Personal Injury

Bill aims to protect young ATV riders from brain injury

Charleston, South Carolina’s WCSC reports that one local emergency room physician is giving his support to a proposed bill that would toughen restrictions for young riders of all-terrain-vehicles in that state. Dr. Keith Borg, an emergency room physician at the Medical University of South Carolina in Charleston, told WCSC he would like to see less kids admitted to his hospital with traumatic brain injuries (TBI) caused by ATV accidents.

“We can fix broken bones,” Borg told WCSC. “But we don’t have good treatments for traumatic brain injuries and those losses are devastating and life long.”

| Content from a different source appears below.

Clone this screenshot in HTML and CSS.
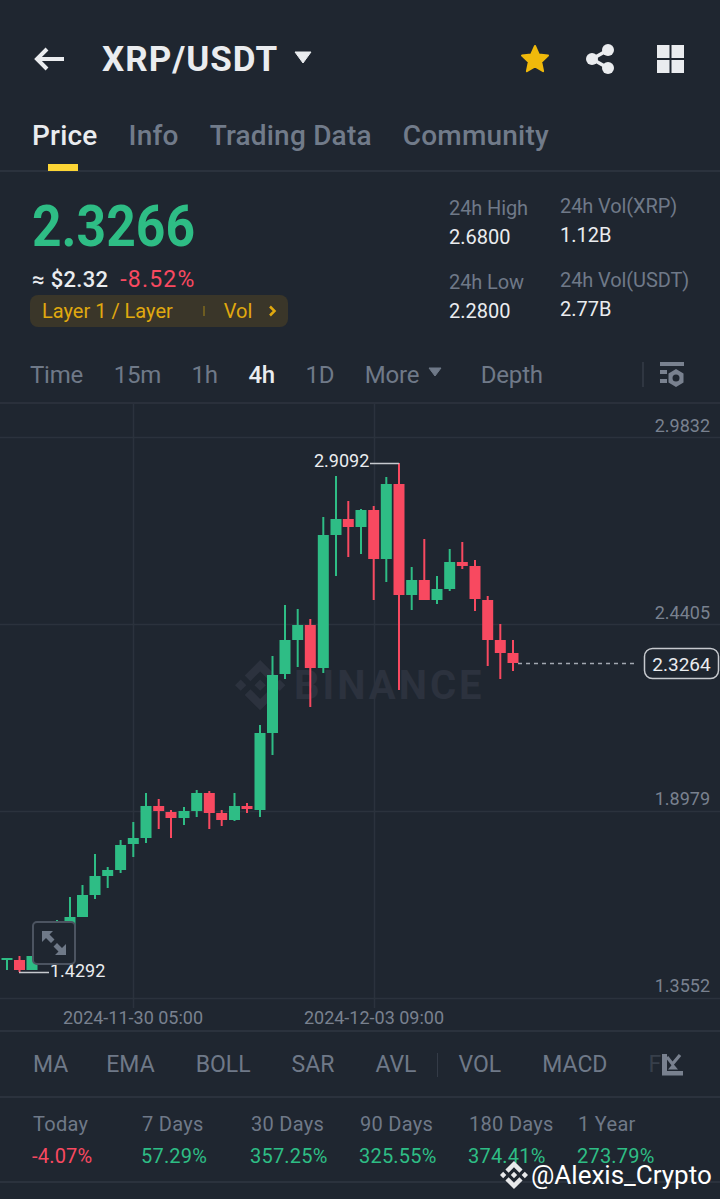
FILE: index.html
```html
<!DOCTYPE html>
<html lang="en">
<head>
    <meta charset="UTF-8">
    <meta name="viewport" content="width=device-width, initial-scale=1.0">
    <title>XRP/USDT</title>
    <link rel="stylesheet" href="styles.css">
</head>
<body>
    <div class="page">
        <header class="topbar">
            <svg class="back-icon" width="32" height="26" viewBox="0 0 32 26">
                <path d="M30 13H4M13 3 3 13l10 10" fill="none" stroke="#eaecef" stroke-width="4"/>
            </svg>
            <h1 class="pair">XRP/USDT</h1>
            <svg class="pair-caret" width="18" height="13" viewBox="0 0 18 13">
                <path d="M1 1h16l-8 11z" fill="#eaecef" stroke="#eaecef" stroke-linejoin="round"/>
            </svg>
            <div class="top-actions">
                <svg class="star-icon" width="32" height="32" viewBox="0 0 32 32">
                    <path d="M16 3l3.9 8.6 9.1 1-6.8 6.3 1.9 9.3-8.100-4.700-8.100 4.700 1.900-9.300-6.800-6.300 9.100-1z" fill="#f0b90b" stroke="#f0b90b" stroke-width="2" stroke-linejoin="round"/>
                </svg>
                <svg class="share-icon" width="30" height="32" viewBox="0 0 30 32">
                    <path d="M23 7 7 16l16 9" fill="none" stroke="#eaecef" stroke-width="3.500"/>
                    <circle cx="23" cy="7" r="6" fill="#eaecef"/>
                    <circle cx="7" cy="16" r="6" fill="#eaecef"/>
                    <circle cx="23" cy="25" r="6" fill="#eaecef"/>
                </svg>
                <svg width="28" height="28" viewBox="0 0 28 28">
                    <path d="M1 0h12.500v13H1zM15.500 0H28v13H15.500zM1 15h12.500v13H1zM15.500 15H28v13H15.500z" fill="#eaecef"/>
                </svg>
            </div>
        </header>

        <nav class="tabs">
            <a class="tab active">Price</a>
            <a class="tab">Info</a>
            <a class="tab">Trading Data</a>
            <a class="tab">Community</a>
        </nav>

        <section class="summary">
            <div class="summary-left">
                <div class="last-price">2.3266</div>
                <div class="fiat-line">
                    <span class="fiat">≈ $2.32</span>
                    <span class="change">-8.52%</span>
                </div>
                <div class="tag-pill">
                    <span class="tag-name">Layer 1 / Layer</span>
                    <i class="tag-sep"></i>
                    <span class="tag-vol">Vol</span>
                    <svg width="9" height="12" viewBox="0 0 9 12">
                        <path d="M2 1.500 6.500 6 2 10.500" fill="none" stroke="#e0a90f" stroke-width="2.500"/>
                    </svg>
                </div>
            </div>
            <div class="stat-col first">
                <div class="stat-label">24h High</div>
                <div class="stat-value">2.6800</div>
                <div class="stat-label lower">24h Low</div>
                <div class="stat-value">2.2800</div>
            </div>
            <div class="stat-col">
                <div class="stat-label">24h Vol(XRP)</div>
                <div class="stat-value">1.12B</div>
                <div class="stat-label lower">24h Vol(USDT)</div>
                <div class="stat-value">2.77B</div>
            </div>
        </section>

        <div class="intervals">
            <span>Time</span>
            <span>15m</span>
            <span>1h</span>
            <span class="active">4h</span>
            <span>1D</span>
            <span class="more">More
                <svg width="14" height="10" viewBox="0 0 14 10">
                    <path d="M1 1h12L7 9z" fill="#6f7988" stroke="#6f7988" stroke-linejoin="round"/>
                </svg>
            </span>
            <span class="depth">Depth</span>
            <i class="interval-sep"></i>
            <svg class="settings-icon" width="24" height="26" viewBox="0 0 24 26">
                <path d="M0 0h24v4H0zM0 8h7v4H0zM0 17h7v4H0z" fill="#79818f"/>
                <path fill-rule="evenodd" d="M16 7l7.500 4.500v9L16 25l-7.500-4.500v-9zM16 12.500a3.500 3.500 0 1 0 0 7 3.500 3.500 0 0 0 0-7z" fill="#79818f"/>
            </svg>
        </div>

        <div class="chart">
            <svg id="candles" class="chart-svg" width="720" height="626" viewBox="0 404 720 626">
                <g class="grid">
                    <path d="M0 437.500H720M0 624.500H720M0 811.500H720M0 998.500H720M133.500 404V1008M374.500 404V1008"/>
                </g>
                <g class="watermark">
                    <path transform="translate(235 660) scale(2.1)" d="M16.624 13.920l2.718 2.715-7.353 7.353-7.353-7.352 2.718-2.716 4.635 4.659 4.636-4.659zm4.637-4.637L24 12l-2.715 2.716L18.568 12l2.693-2.717zm-9.272.001l2.716 2.691-2.716 2.718L9.272 12l2.717-2.715zm-9.272-.001L5.409 12l-2.691 2.692L0 12l2.717-2.717zM11.989.012l7.353 7.329-2.718 2.715-4.635-4.636-4.636 4.660-2.717-2.715 7.353-7.353z"/>
                    <text x="294" y="699">BINANCE</text>
                </g>
                <g class="axis">
                    <text x="710" y="432">2.9832</text>
                    <text x="710" y="619">2.4405</text>
                    <text x="710" y="805">1.8979</text>
                    <text x="710" y="992">1.3552</text>
                </g>
                <g class="dates">
                    <text x="133" y="1024">2024-11-30 05:00</text>
                    <text x="374" y="1024">2024-12-03 09:00</text>
                </g>
                <g id="candle-group"></g>
                <g class="extreme">
                    <path d="M370 463.500H399M19 972.500H49"/>
                    <text x="314" y="467">2.9092</text>
                    <text x="50" y="977">1.4292</text>
                </g>
                <path class="last-line" d="M518 663.500H636"/>
                <rect class="last-box" x="644.500" y="648.500" width="74" height="30" rx="8"/>
                <text class="last-text" x="681.500" y="670.500">2.3264</text>
                <rect class="expand-box" x="33" y="922" width="42" height="42" rx="4"/>
                <path class="expand-icon" d="M42 931h11l-3.500 3.500 5 5-3.500 3.500-5-5-4 4zM66 955H55l3.500-3.500-5-5 3.500-3.500 5 5 4-4z"/>
            </svg>
        </div>

        <div class="indicators">
            <div class="indicator-list">
                <span class="first-indicator">MA</span>
                <span>EMA</span>
                <span>BOLL</span>
                <span>SAR</span>
                <span>AVL</span>
                <i class="indicator-sep"></i>
                <span>VOL</span>
                <span>MACD</span>
                <span class="faded">F</span>
            </div>
            <svg class="indicator-icon" width="22" height="22" viewBox="0 0 22 22">
                <path d="M0 0h5v17h16v4.500H0z" fill="#79818f"/>
                <path d="M5 3l5.500 7L18 1" fill="none" stroke="#79818f" stroke-width="3.200"/>
                <path d="M6 15.500h10l-5-6z" fill="#79818f"/>
            </svg>
        </div>

        <div class="returns">
            <div class="return-item">
                <span class="return-label">Today</span>
                <span class="return-value down">-4.07%</span>
            </div>
            <div class="return-item">
                <span class="return-label">7 Days</span>
                <span class="return-value">57.29%</span>
            </div>
            <div class="return-item">
                <span class="return-label">30 Days</span>
                <span class="return-value">357.25%</span>
            </div>
            <div class="return-item">
                <span class="return-label">90 Days</span>
                <span class="return-value">325.55%</span>
            </div>
            <div class="return-item">
                <span class="return-label">180 Days</span>
                <span class="return-value">374.41%</span>
            </div>
            <div class="return-item">
                <span class="return-label">1 Year</span>
                <span class="return-value">273.79%</span>
            </div>
        </div>

        <div class="credit">
            <svg width="28" height="28" viewBox="0 0 24 24">
                <path d="M16.624 13.920l2.718 2.715-7.353 7.353-7.353-7.352 2.718-2.716 4.635 4.659 4.636-4.659zm4.637-4.637L24 12l-2.715 2.716L18.568 12l2.693-2.717zm-9.272.001l2.716 2.691-2.716 2.718L9.272 12l2.717-2.715zm-9.272-.001L5.409 12l-2.691 2.692L0 12l2.717-2.717zM11.989.012l7.353 7.329-2.718 2.715-4.635-4.636-4.636 4.660-2.717-2.715 7.353-7.353z" fill="#e8e9eb"/>
            </svg>
            <span>@Alexis_Crypto</span>
        </div>
    </div>
    <script src="chart.js"></script>
</body>
</html>
```

FILE: styles.css
```css
* {
    box-sizing: border-box;
}
body {
    margin: 0;
    background-color: #1f2630;
    font-family: 'Roboto', 'Liberation Sans', sans-serif;
    color: #eaecef;
}
.page {
    position: relative;
    width: 720px;
    height: 1199px;
    overflow: hidden;
}
.topbar {
    display: flex;
    align-items: center;
    height: 118px;
    padding: 0 36px 0 34px;
}
.back-icon {
    margin-right: 36px;
}
.pair {
    margin: 0;
    font-size: 35px;
    font-weight: 700;
    letter-spacing: 1px;
}
.pair-caret {
    margin: -4px 0 0 16px;
}
.top-actions {
    display: flex;
    align-items: center;
    margin-left: auto;
}
.star-icon {
    margin-right: 34px;
}
.share-icon {
    margin-right: 41px;
}
.tabs {
    display: flex;
    gap: 31px;
    height: 54px;
    padding: 0 32px;
    border-bottom: 2px solid #2b323d;
}
.tab {
    position: relative;
    font-size: 28px;
    font-weight: 500;
    line-height: 35px;
    letter-spacing: 0.2px;
    color: #717b8a;
}
.tab.active {
    color: #eaecef;
}
.tab.active::after {
    content: '';
    position: absolute;
    left: 16px;
    bottom: -1px;
    width: 30px;
    height: 7px;
    background-color: #fcd535;
}
.summary {
    display: flex;
    height: 173px;
}
.summary-left {
    width: 449px;
    padding: 24px 0 0 32px;
}
.last-price {
    font-size: 58px;
    font-weight: 700;
    line-height: 60px;
    color: #2ebd85;
    transform: scaleX(0.89);
    transform-origin: left;
}
.fiat-line {
    display: flex;
    gap: 12px;
    margin-top: 10px;
    font-size: 22px;
    line-height: 28px;
}
.fiat {
    font-weight: 500;
    letter-spacing: 0.3px;
}
.change {
    font-size: 23px;
    letter-spacing: 1.200px;
    color: #f84960;
}
.tag-pill {
    display: flex;
    align-items: center;
    width: 258px;
    height: 32px;
    margin: 1px 0 0 -2px;
    padding-left: 12px;
    border-radius: 8px;
    background-color: #3a3629;
    font-size: 20px;
    color: #e0a90f;
}
.tag-sep {
    width: 2px;
    height: 10px;
    margin: 0 19px 0 30px;
    background-color: #6d5c20;
}
.tag-vol {
    margin-right: 16px;
}
.stat-col {
    width: 111px;
    padding-top: 22px;
    white-space: nowrap;
}
.stat-col.first {
    padding-top: 24px;
}
.stat-label {
    font-size: 20px;
    line-height: 24px;
    letter-spacing: -0.1px;
    color: #6f7988;
}
.stat-label.lower {
    margin-top: 21px;
}
.stat-value {
    margin-top: 5px;
    font-size: 20px;
    line-height: 24px;
    color: #eaecef;
}
.intervals {
    display: flex;
    align-items: center;
    gap: 30.500px;
    height: 59px;
    padding: 2px 30px 0;
    border-bottom: 2px solid #2a303b;
    font-size: 24px;
    letter-spacing: -0.2px;
    color: #6f7988;
}
.intervals .active {
    font-weight: 500;
    color: #eaecef;
}
.more {
    display: flex;
    align-items: center;
    gap: 9px;
}
.more svg {
    margin-top: -6px;
}
.depth {
    margin-left: 8px;
}
.interval-sep {
    width: 2px;
    height: 25px;
    margin-left: auto;
    background-color: #2f3641;
}
.settings-icon {
    margin: 0 6px 0 -14px;
}
.chart {
    height: 628px;
    border-bottom: 2px solid #2b323d;
}
.chart-svg {
    display: block;
}
.grid path {
    fill: none;
    stroke: #2b323d;
    stroke-width: 1.500;
}
.watermark path {
    fill: #2c323e;
}
.watermark text {
    font-size: 40px;
    font-weight: 700;
    letter-spacing: 3px;
    fill: #2c323e;
}
.axis text {
    font-size: 18px;
    text-anchor: end;
    fill: #79818f;
}
.dates text {
    font-size: 18px;
    text-anchor: middle;
    fill: #79818f;
}
.wick {
    stroke-width: 2;
}
.up {
    fill: #2ebd85;
    stroke: #2ebd85;
}
.down {
    fill: #f84960;
    stroke: #f84960;
}
rect.up, rect.down {
    stroke: none;
}
.extreme path {
    fill: none;
    stroke: #c6c9ce;
    stroke-width: 1.500;
}
.extreme text {
    font-size: 18px;
    fill: #eaecef;
}
.last-line {
    fill: none;
    stroke: #a2a8b1;
    stroke-width: 1.500;
    stroke-dasharray: 4 4;
}
.last-box {
    fill: #1f2630;
    stroke: #c6c9ce;
    stroke-width: 1.500;
}
.last-text {
    font-size: 19px;
    text-anchor: middle;
    fill: #eaecef;
}
.expand-box {
    fill: #1f2630;
    stroke: #4c5461;
    stroke-width: 2;
}
.expand-icon {
    fill: #6f7988;
}
.indicators {
    display: flex;
    align-items: center;
    height: 66px;
    padding: 1px 36px 0 33px;
    border-bottom: 2px solid #2b323d;
}
.indicator-list {
    display: flex;
    align-items: center;
    gap: 41px;
    width: 622px;
    font-size: 23px;
    color: #6f7988;
    white-space: nowrap;
}
.first-indicator {
    margin-right: -3px;
}
.indicator-sep {
    flex-shrink: 0;
    width: 1px;
    height: 24px;
    margin: 0 -20px 0 -21px;
    background-color: #343b47;
}
.faded {
    opacity: 0.3;
}
.indicator-icon {
    margin-left: 7px;
}
.returns {
    display: grid;
    grid-template-columns: repeat(6, 109px);
    height: 85px;
    padding: 14px 0 0 32px;
    border-bottom: 2px solid #2b323d;
}
.return-item {
    display: flex;
    flex-direction: column;
    gap: 10px;
}
.return-label {
    margin-left: 1px;
    font-size: 20px;
    line-height: 25px;
    letter-spacing: 0.3px;
    color: #6f7988;
}
.return-value {
    font-size: 20px;
    line-height: 18px;
    letter-spacing: 0.2px;
    color: #2ebd85;
}
.return-value.down {
    color: #f84960;
}
.credit {
    position: absolute;
    left: 500px;
    top: 1161px;
    display: flex;
    align-items: center;
    gap: 3px;
    font-size: 26px;
    line-height: 20px;
    color: #fff;
    white-space: nowrap;
}
```

FILE: chart.js
```js
// x, top and bottom of the body, high, low, all in page pixels
const candles = [
    [7, 958, 960, 958, 970, 'up'],
    [19.5, 960, 970, 956, 972, 'down'],
    [32, 956, 970, 956, 970, 'up'],
    [44.5, 945, 956, 940, 958, 'up'],
    [57, 938, 945, 920, 948, 'up'],
    [70, 917, 938, 897, 940, 'up'],
    [82.5, 895, 917, 885, 917, 'up'],
    [95, 876, 895, 854, 899, 'up'],
    [107.7, 870, 876, 867, 888, 'up'],
    [120.6, 845, 870, 840, 873, 'up'],
    [133.3, 838, 844, 822, 857, 'up'],
    [146, 806, 838, 793, 843, 'up'],
    [158.7, 806, 811, 799, 829, 'down'],
    [171, 812, 818, 810, 838, 'down'],
    [184, 811, 818, 807, 825, 'up'],
    [196.7, 793, 811, 790, 817, 'up'],
    [209.3, 793, 813, 791, 829, 'down'],
    [221.7, 813, 820, 810, 826, 'down'],
    [234.5, 806, 820, 793, 821, 'up'],
    [247, 806, 809, 803, 813, 'down'],
    [260, 733, 810, 725, 817, 'up'],
    [272.5, 675, 733, 656, 755, 'up'],
    [285, 640, 674, 605, 679, 'up'],
    [297.7, 625, 640, 609, 667, 'up'],
    [310.3, 625, 668, 619, 707, 'down'],
    [323.3, 535, 668, 517, 673, 'up'],
    [336, 519, 535, 476, 576, 'up'],
    [348.3, 519, 527, 501, 557, 'down'],
    [361, 510, 527, 509, 554, 'up'],
    [373.7, 510, 559, 506, 600, 'down'],
    [386.3, 484, 559, 477, 582, 'up'],
    [399, 484, 595, 463, 690, 'down'],
    [411.7, 580, 595, 567, 610, 'up'],
    [424.3, 580, 600, 539, 600, 'down'],
    [437, 589, 600, 576, 604, 'up'],
    [449.7, 562, 589, 549, 591, 'up'],
    [462.3, 562, 566, 542, 569, 'down'],
    [475, 566, 599, 560, 611, 'down'],
    [487.7, 600, 640, 596, 666, 'down'],
    [500.3, 640, 653, 624, 679, 'down'],
    [513, 653, 663, 640, 671, 'down']
];

const group = document.getElementById('candle-group');
const SVG_NS = 'http://www.w3.org/2000/svg';

candles.forEach(([x, top, bottom, high, low, side]) => {
    const wick = document.createElementNS(SVG_NS, 'line');
    wick.setAttribute('x1', x);
    wick.setAttribute('x2', x);
    wick.setAttribute('y1', high);
    wick.setAttribute('y2', low);
    wick.setAttribute('class', 'wick ' + side);
    group.appendChild(wick);

    const body = document.createElementNS(SVG_NS, 'rect');
    body.setAttribute('x', x - 5.5);
    body.setAttribute('y', top);
    body.setAttribute('width', 11);
    body.setAttribute('height', bottom - top);
    body.setAttribute('class', side);
    group.appendChild(body);
});
```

According to South Carolina’s health department, 63 children under the age of 17 have died in ATV accidents during the last 10 years. Of these 63 deaths, a staggering 40 percent were children under 9 years old. The state’s traumatic brain injury database reveals that nearly 800 children under 17 received traumatic brain injuries during the same period of time, so nearly 8 percent of pediatric TBIs were caused by ATV accidents.

“It’s horrific both from the data and from a personal perspective and talking to the parents that have had a devastating loss — having a paralyzed child or unfortunately a child that is deceased from an ATV. It’s an accident that is preventable,” Borg told WCSC.

This morning, a bill named Chandler’s law was presented to a Senate subcommittee. Twice vetoed by former governor Mark Stanford, the bill would require young ATV riders to complete an ATV safety course, wear a helmet, and be accompanied by an adult when riding on public land.

South Carolina is one of just six states that has no laws governing the use of ATVs.